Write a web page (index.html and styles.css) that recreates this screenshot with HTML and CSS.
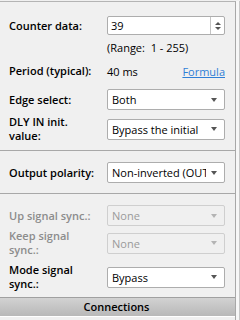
FILE: index.html
```html
<!DOCTYPE html>
<html>
<head>
<meta name="viewport" content="width=device-width, initial-scale=1">
<link rel="stylesheet" href="styles.css">
</head>
<body>

<div class="frame">
  <div class="panel">

    <div class="section first">
      <div class="row r-counter">
        <div class="label">Counter data:</div>
        <div class="spin">
          <span class="value">39</span>
          <span class="spin-btns">
            <span class="up"></span>
            <span class="down"></span>
          </span>
        </div>
      </div>
      <div class="row r-range">
        <div class="label"></div>
        <div class="note">(Range:&nbsp; 1 - 255)</div>
      </div>
      <div class="row r-period">
        <div class="label">Period (typical):</div>
        <div class="period">
          <span>40 ms</span>
          <a class="link" href="#">Formula</a>
        </div>
      </div>
      <div class="row r-edge">
        <div class="label">Edge select:</div>
        <div class="combo"><span class="text">Both</span><span class="arrow"></span></div>
      </div>
      <div class="row r-dly">
        <div class="label two">DLY IN init.<br>value:</div>
        <div class="combo"><span class="text">Bypass the initial</span><span class="arrow"></span></div>
      </div>
    </div>

    <div class="section second">
      <div class="row">
        <div class="label">Output polarity:</div>
        <div class="combo"><span class="text">Non-inverted (OUT)</span><span class="arrow"></span></div>
      </div>
    </div>

    <div class="section third">
      <div class="row r-up">
        <div class="label off">Up signal sync.:</div>
        <div class="combo disabled"><span class="text">None</span><span class="arrow"></span></div>
      </div>
      <div class="row r-keep">
        <div class="label two off">Keep signal<br>sync.:</div>
        <div class="combo disabled"><span class="text">None</span><span class="arrow"></span></div>
      </div>
      <div class="row r-mode">
        <div class="label two">Mode signal<br>sync.:</div>
        <div class="combo"><span class="text">Bypass</span><span class="arrow"></span></div>
      </div>
    </div>

    <div class="bar">Connections</div>
  </div>
  <div class="edge"></div>
</div>

</body>
</html>
```

FILE: styles.css
```css
body {
  margin: 0;
  background-color: #f0f0f0;
  font-family: "Open Sans", "Liberation Sans", sans-serif;
  font-size: 11px;
  color: #000;
}

.frame {
  display: flex;
  height: 320px;
  padding-top: 1px;
  box-sizing: border-box;
}

.panel {
  width: 235px;
  border-top: 1px solid #b4b4b4;
  border-right: 1px solid #a8a8a8;
  background-color: #f0f0f0;
}

.edge {
  flex: 1;
  background-color: #f7f7f7;
  border-right: 1px solid #c8c8c8;
}

.section {
  padding: 0 10px 0 9px;
  border-bottom: 1px solid #a8a8a8;
}

.section.first {
  padding-top: 14px;
  padding-bottom: 8px;
}

.section.second {
  padding-top: 11px;
  padding-bottom: 10px;
}

.section.third {
  padding-top: 11px;
  padding-bottom: 6px;
  border-bottom: none;
}

.row {
  display: flex;
  align-items: center;
}

.label {
  width: 98px;
  flex: none;
  font-weight: 600;
  line-height: 14px;
}

.label.off {
  color: #8c8c8c;
}

.r-range { margin-top: 5px; height: 14px; }
.r-period { margin-top: 10px; height: 14px; }
.r-edge { margin-top: 11px; }
.r-dly { margin-top: 6px; height: 26px; }
.r-keep { margin-top: 3px; height: 28px; }
.r-mode { margin-top: 6px; height: 28px; }

.note,
.period {
  width: 118px;
}

.period {
  display: flex;
  justify-content: space-between;
}

.link {
  color: #2f7fd6;
  text-decoration: underline;
}

.spin,
.combo {
  width: 118px;
  height: 21px;
  box-sizing: border-box;
  background-color: #fff;
  border: 1px solid #adadad;
  border-radius: 2px;
  display: flex;
  align-items: center;
}

.spin {
  height: 19px;
}

.value {
  flex: 1;
  padding-left: 3px;
}

.spin-btns {
  width: 13px;
  height: 100%;
  border-left: 1px solid #c4c4c4;
  display: flex;
  flex-direction: column;
  align-items: center;
  justify-content: center;
  gap: 2px;
}

.up {
  border-left: 3px solid transparent;
  border-right: 3px solid transparent;
  border-bottom: 3px solid #555;
}

.down {
  border-left: 3px solid transparent;
  border-right: 3px solid transparent;
  border-top: 3px solid #555;
}

.combo .text {
  flex: 1;
  padding-left: 4px;
  white-space: nowrap;
  overflow: hidden;
}

.combo .arrow {
  flex: none;
  margin: 0 7px 0 5px;
  border-left: 3.5px solid transparent;
  border-right: 3.5px solid transparent;
  border-top: 4px solid #555;
}

.combo.disabled {
  background-color: #f0f0f0;
  border-color: #cfcfcf;
  color: #9a9a9a;
}

.combo.disabled .arrow {
  border-top-color: #b4b4b4;
}

.bar {
  height: 18px;
  border-top: 1px solid #a0a0a0;
  border-bottom: 1px solid #fff;
  background: linear-gradient(#d2d2d2, #b8b8b8);
  text-align: center;
  font-weight: 600;
  line-height: 18px;
  padding-right: 2px;
}
```
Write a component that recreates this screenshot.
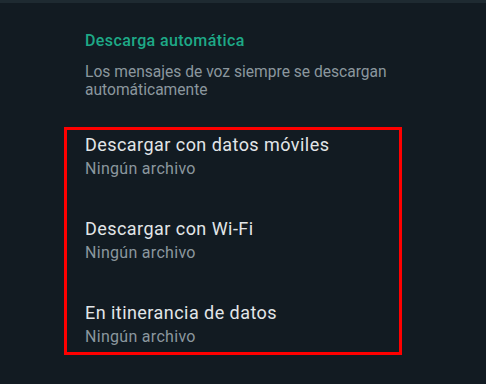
const items = [
  { title: "Descargar con datos móviles", value: "Ningún archivo" },
  { title: "Descargar con Wi-Fi", value: "Ningún archivo" },
  { title: "En itinerancia de datos", value: "Ningún archivo" },
]

export default function App() {
  return (
    <div
      className="h-[384px] w-[486px] overflow-hidden bg-[#121b22]"
      style={{ fontFamily: "Roboto, 'Noto Sans', sans-serif" }}
    >
      <div className="h-[3px] bg-[#1e2a31]" />

      <div className="pl-[85px] pt-[28px]">
        <h3 className="text-[16px] leading-[20px] font-medium tracking-[0.4px] text-[#1ea987]">
          Descarga automática
        </h3>
        <p className="mt-[12px] w-[330px] text-[15.6px] leading-[18px] text-[#8b979e]">
          Los mensajes de voz siempre se descargan automáticamente
        </p>
      </div>

      <div className="ml-[64px] mt-[28px] w-[338px] border-[3px] border-[#ff0000] pt-[4px] pb-[5px]">
        {items.map((item, i) => (
          <div key={item.title} className={i > 0 ? "mt-[39.5px] pl-[18px]" : "pl-[18px]"}>
            <div className="text-[18px] leading-[22px] tracking-[0.45px] text-[#e2e6e8]">
              {item.title}
            </div>
            <div className="mt-[2.5px] text-[16px] leading-[20px] tracking-[0.3px] text-[#8b979e]">
              {item.value}
            </div>
          </div>
        ))}
      </div>
    </div>
  )
}
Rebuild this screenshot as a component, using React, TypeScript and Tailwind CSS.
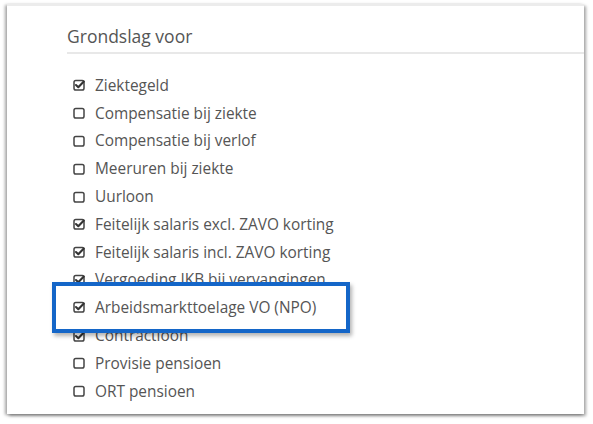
import React from "react";

type Item = { label: string; checked: boolean };

const items: Item[] = [
  { label: "Ziektegeld", checked: true },
  { label: "Compensatie bij ziekte", checked: false },
  { label: "Compensatie bij verlof", checked: false },
  { label: "Meeruren bij ziekte", checked: false },
  { label: "Uurloon", checked: false },
  { label: "Feitelijk salaris excl. ZAVO korting", checked: true },
  { label: "Feitelijk salaris incl. ZAVO korting", checked: true },
  { label: "Vergoeding IKB bij vervangingen", checked: true },
  { label: "Arbeidsmarkttoelage VO (NPO)", checked: true },
  { label: "Contractloon", checked: true },
  { label: "Provisie pensioen", checked: false },
  { label: "ORT pensioen", checked: false },
];

const Box = ({ checked }: { checked: boolean }) => (
  <svg width="13" height="12" viewBox="0 0 13 12" className="shrink-0">
    <rect x="1" y="1.5" width="10" height="9.5" rx="1.8" fill="none" stroke="#444" strokeWidth="1.5" />
    {checked && (
      <path d="M3 6 L5.3 8.2 L10.8 2.6" fill="none" stroke="#333" strokeWidth="2.1" strokeLinecap="round" strokeLinejoin="round" />
    )}
  </svg>
);

const Row = ({ item }: { item: Item }) => (
  <div className="h-[27.8px] flex items-center gap-[9px] pl-[6px]">
    <Box checked={item.checked} />
    <span className="text-[15.4px] text-[#555]">{item.label}</span>
  </div>
);

export default function App() {
  return (
    <div className="w-[593px] h-[424px] bg-white pt-[4px] pl-[7px] font-['Open_Sans',sans-serif]">
      <div className="relative w-[577px] h-[410px] bg-white border-t-2 border-[#ececec] shadow-[-2px_1px_3px_rgba(0,0,0,0.35),2px_2px_3px_rgba(0,0,0,0.35)]">
        <div className="pl-[60px] pt-[18px]">
          <div className="text-[17.5px] text-[#555] pb-[4px] border-b-2 border-[#e8e8e8] leading-[24px]">
            Grondslag voor
          </div>
          <div className="pt-[17.5px]">
            {items.map((it) => (
              <Row key={it.label} item={it} />
            ))}
          </div>
        </div>
        <div className="absolute left-[45px] top-[276px] w-[298px] h-[51px] bg-white border-4 border-[#1466c8] shadow-[2px_3px_4px_rgba(0,0,0,0.3)] flex items-center pl-[11px]">
          <Row item={items[8]} />
        </div>
      </div>
    </div>
  );
}
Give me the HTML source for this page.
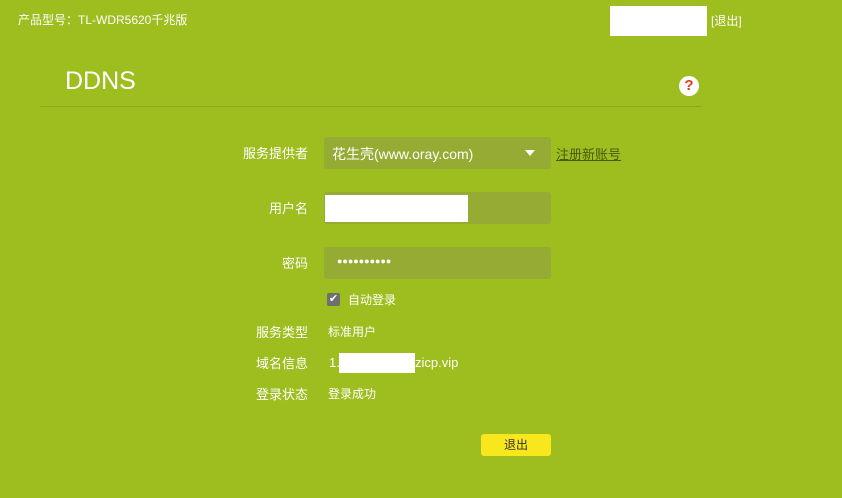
<!DOCTYPE html>
<html><head><meta charset="utf-8"><style>
*{margin:0;padding:0;box-sizing:border-box}
body{width:842px;height:498px;background:#9ebd1e;font-family:"Liberation Sans","Noto Sans CJK SC",sans-serif;color:#fff;position:relative;overflow:hidden;font-size:13px}
.a{position:absolute;white-space:nowrap}
.lbl{position:absolute;right:534px;white-space:nowrap;font-size:13px}
.fld{position:absolute;left:324px;width:227px;height:32px;background:#96ab33;border-radius:3px}
</style></head><body>
<div class="a" style="left:18px;top:11px;font-size:12px">产品型号：TL-WDR5620千兆版</div>
<div class="a" style="left:610px;top:6px;width:97px;height:30px;background:#fff"></div>
<div class="a" style="left:711px;top:12px;font-size:12px">[退出]</div>
<div class="a" style="left:65px;top:67px;font-size:25px">DDNS</div>
<div class="a" style="left:679px;top:76px;width:20px;height:20px;border-radius:50%;background:#fff;color:#e63a16;font-weight:bold;font-size:15px;text-align:center;line-height:20px">?</div>
<div class="a" style="left:40px;top:106px;width:661px;height:1px;background:#8ea61e"></div>

<div class="lbl" style="top:143px">服务提供者</div>
<div class="fld" style="top:137px"></div>
<div class="a" style="left:332px;top:144px;font-size:14px">花生壳(www.oray.com)</div>
<div class="a" style="left:525px;top:150px;width:0;height:0;border-left:5px solid transparent;border-right:5px solid transparent;border-top:6px solid #fff"></div>
<div class="a" style="left:556px;top:144px;color:#4a5a10;text-decoration:underline;font-size:13px">注册新账号</div>

<div class="lbl" style="top:198px">用户名</div>
<div class="fld" style="top:192px"></div>
<div class="a" style="left:325px;top:195px;width:143px;height:27px;background:#fff"></div>

<div class="lbl" style="top:253px">密码</div>
<div class="fld" style="top:247px"></div>
<div class="a" style="left:337px;top:256px;font-size:9px;letter-spacing:0px">●●●●●●●●●●</div>

<div class="a" style="left:327px;top:293px;width:13px;height:13px;background:#6f6f6f;border-radius:2px;color:#fff;font-size:11px;line-height:13px;text-align:center">✔</div>
<div class="a" style="left:348px;top:291px;font-size:12px">自动登录</div>

<div class="lbl" style="top:322px">服务类型</div>
<div class="a" style="left:328px;top:323px;font-size:12px">标准用户</div>
<div class="lbl" style="top:353px">域名信息</div>
<div class="a" style="left:329px;top:355px;font-size:13px">1.</div>
<div class="a" style="left:339px;top:353px;width:76px;height:20px;background:#fff"></div>
<div class="a" style="left:415px;top:355px;font-size:13px">zicp.vip</div>
<div class="lbl" style="top:384px">登录状态</div>
<div class="a" style="left:328px;top:385px;font-size:12px">登录成功</div>

<div class="a" style="left:481px;top:434px;width:70px;height:22px;background:#f8e71c;border-radius:3px;color:#333;text-align:center;line-height:22px;font-size:12px">退出</div>
</body></html>
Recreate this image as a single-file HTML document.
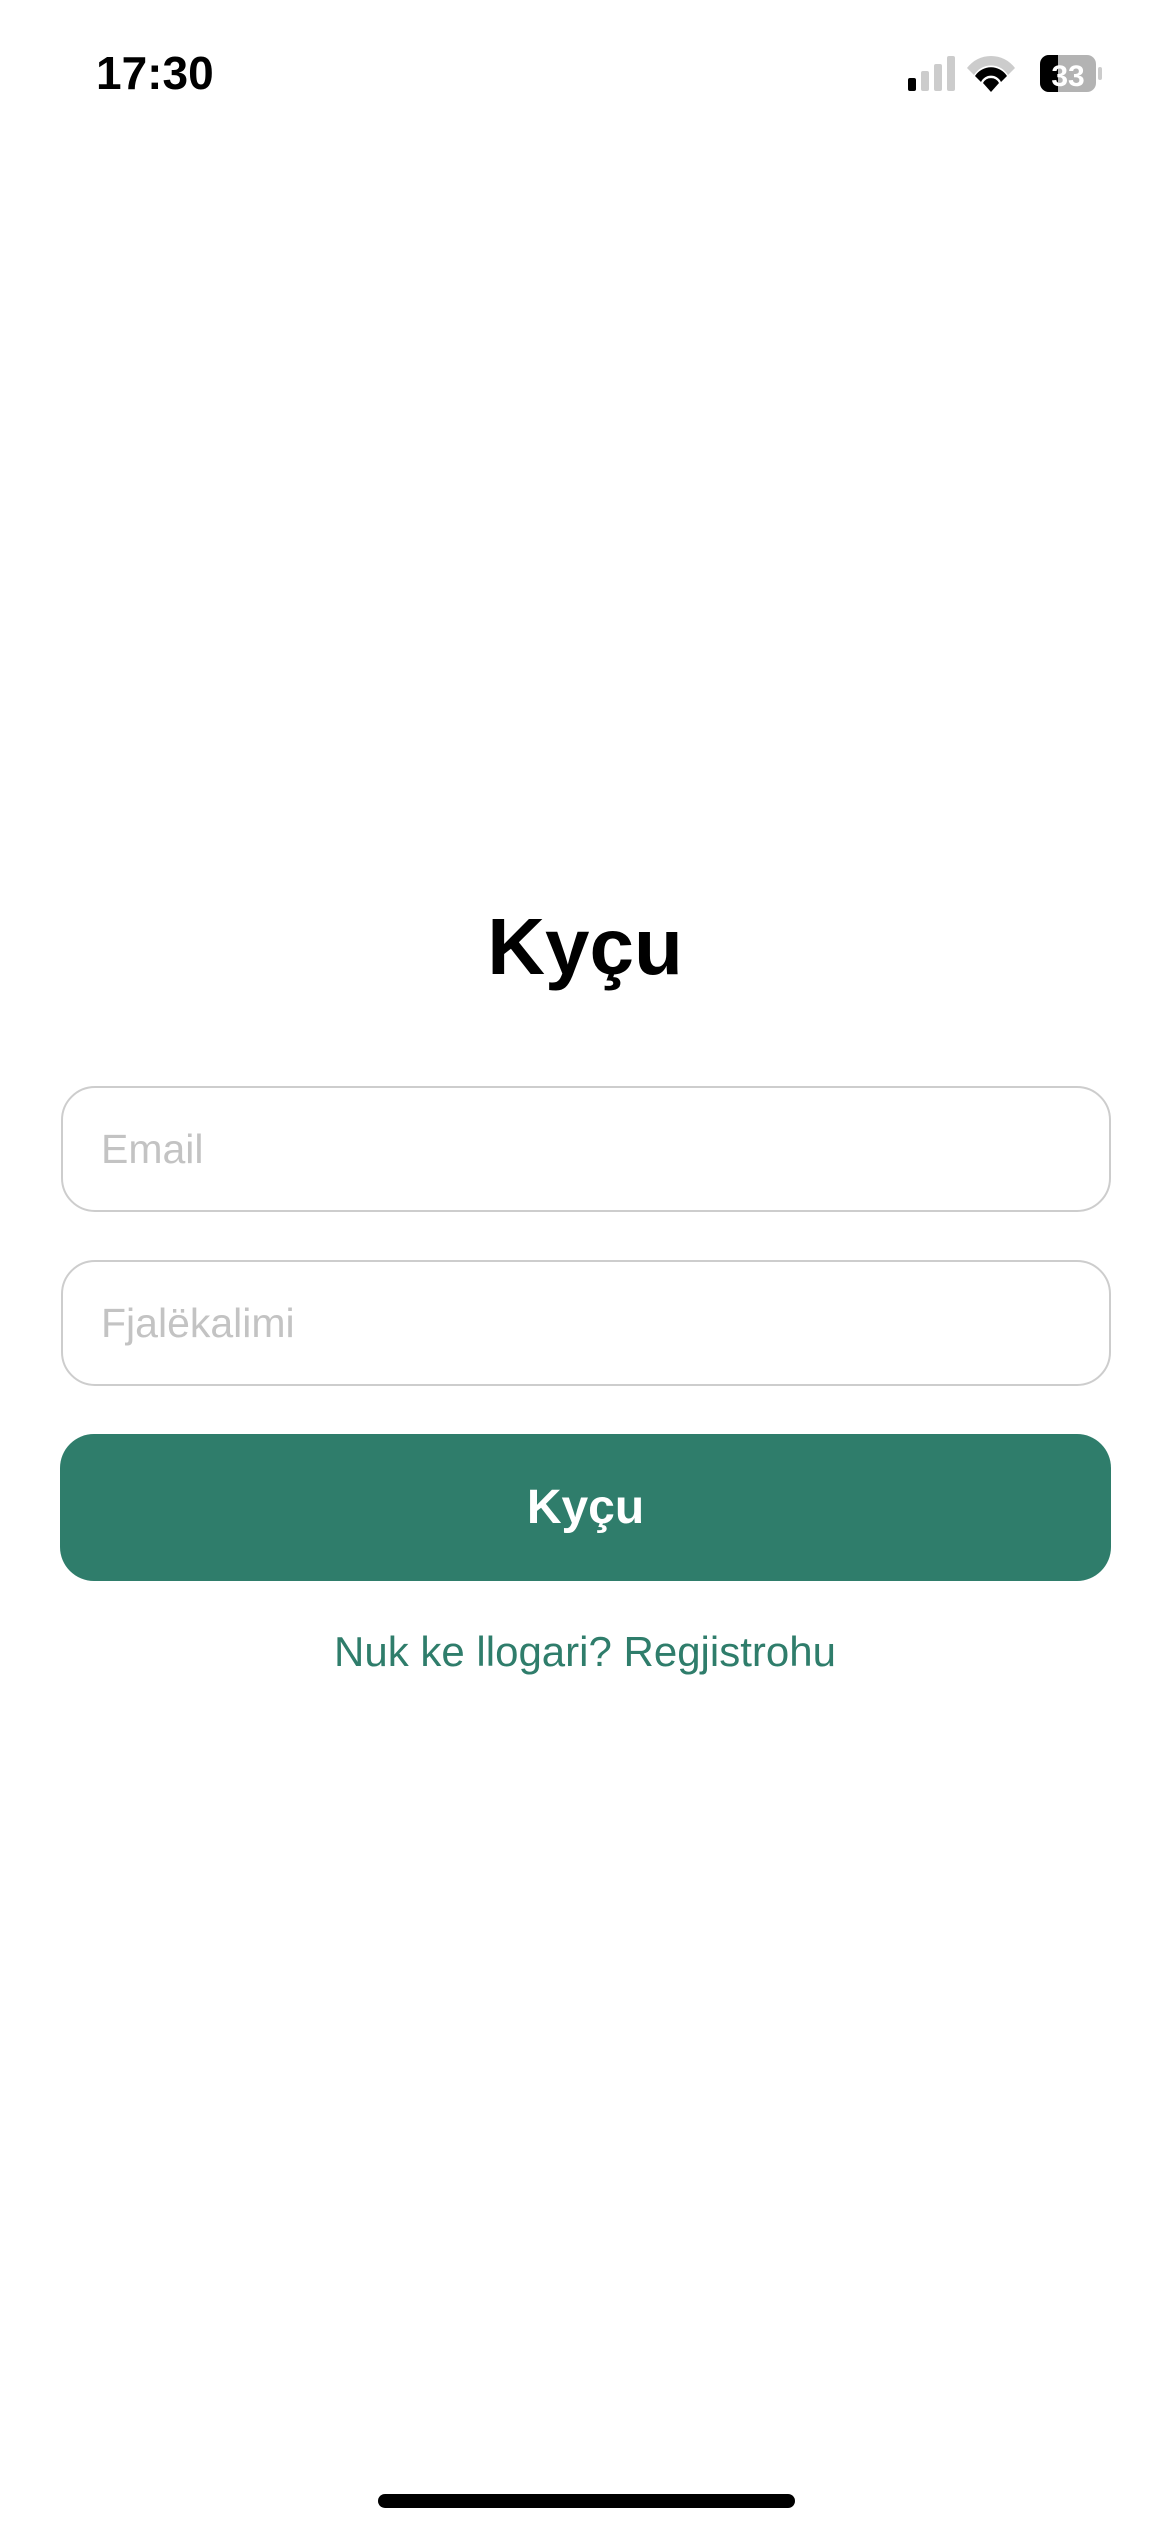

····················

Exercise description: Go through the entries above and copy every line containing "that".

The output:
Write a web page (index.html and styles.css) that recreates this screenshot with HTML and CSS.
Write a component that recreates this screenshot.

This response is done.